It’s technically correct that Jeff Pickler, hired by the Twins as the newest member of Paul Molitor’s coaching staff, spent the past two seasons “in the Dodgers’ front office.” But try not to picture him walking the halls of Dodger Stadium wearing a business suit, because that’s not the job he had.

    “Actually, Jeff wore so many hats. It’s like he had five different jobs,” Clayton McCullough, the Dodgers’ minor-league field coordinator, said Tuesday. “I don’t know how he kept it all straight.”

    Pickler would spend spring training instructing infield prospects at the Dodgers’ minor-league complex in Arizona, a process that lasted into May for the least experienced. “He helped us get our system-wide infield program set up and implemented, and would be on the field every day doing drills,” McCullough said of Pickler, who was once SEC player of the year as a second baseman at Tennessee.

    Once that task finished, the Dodgers assigned Pickler, who served a half-dozen seasons as a scout for the Diamondbacks and Padres, to travel the country and personally observe the top 50 or so hitting prospects for June’s draft, ranking potential draftees and double-checking scouting reports. “He had experience, so he was a voice [the Dodgers] wanted to hear,” said McCullough, who worked with Pickler since they both were hired in 2014.

    After the draft, Pickler donned a uniform again to help the new prospects learn adapt to the routine and structure of professional baseball. And once players were assigned to their rookie-league teams, he undertook an entirely different task: Scouting potential trade targets, both major and minor league, for the upcoming trade deadlines. Then it was back to the diamond to help coach instructional league as the season wound down.

    “Jeff just had so much going on,” McCullough said. “As baseball staffs continue to evolve, it’s really great to find somebody who can put on a uniform, break it down with players, use his knowledge and experience to break down swings. And then he loves mining the numbers, too, so he can dissect the stats that have become so prevalent and find ways to make them useful for the organization and the players.”

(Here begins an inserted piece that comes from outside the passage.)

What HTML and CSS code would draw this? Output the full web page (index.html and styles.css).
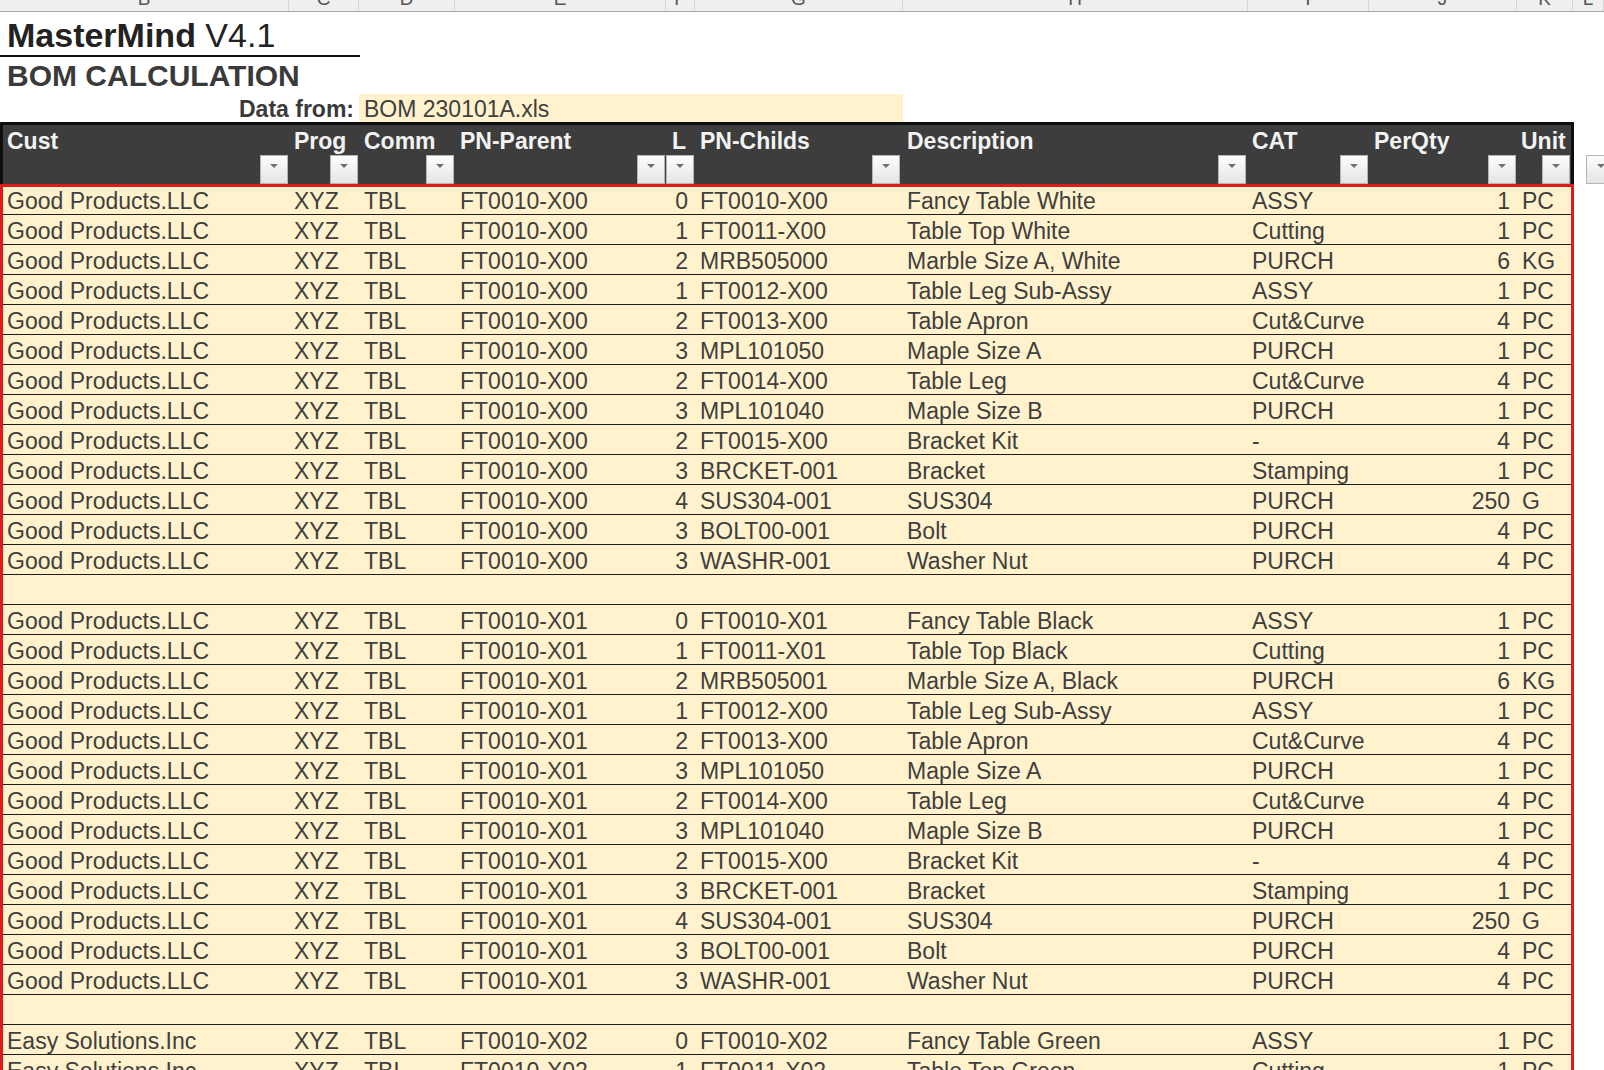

    His role will be more focused in Minnesota, where he will be in the dugout of a major-league team every day, but the skills should serve him well, McCullough said. “[The Twins] are getting a good one. He’s a smart guy who is open to new ideas and can envision ways to apply them,” the Dodger official said. “He just has a great ability to adapt, mesh, and blend all that goes into developing players.”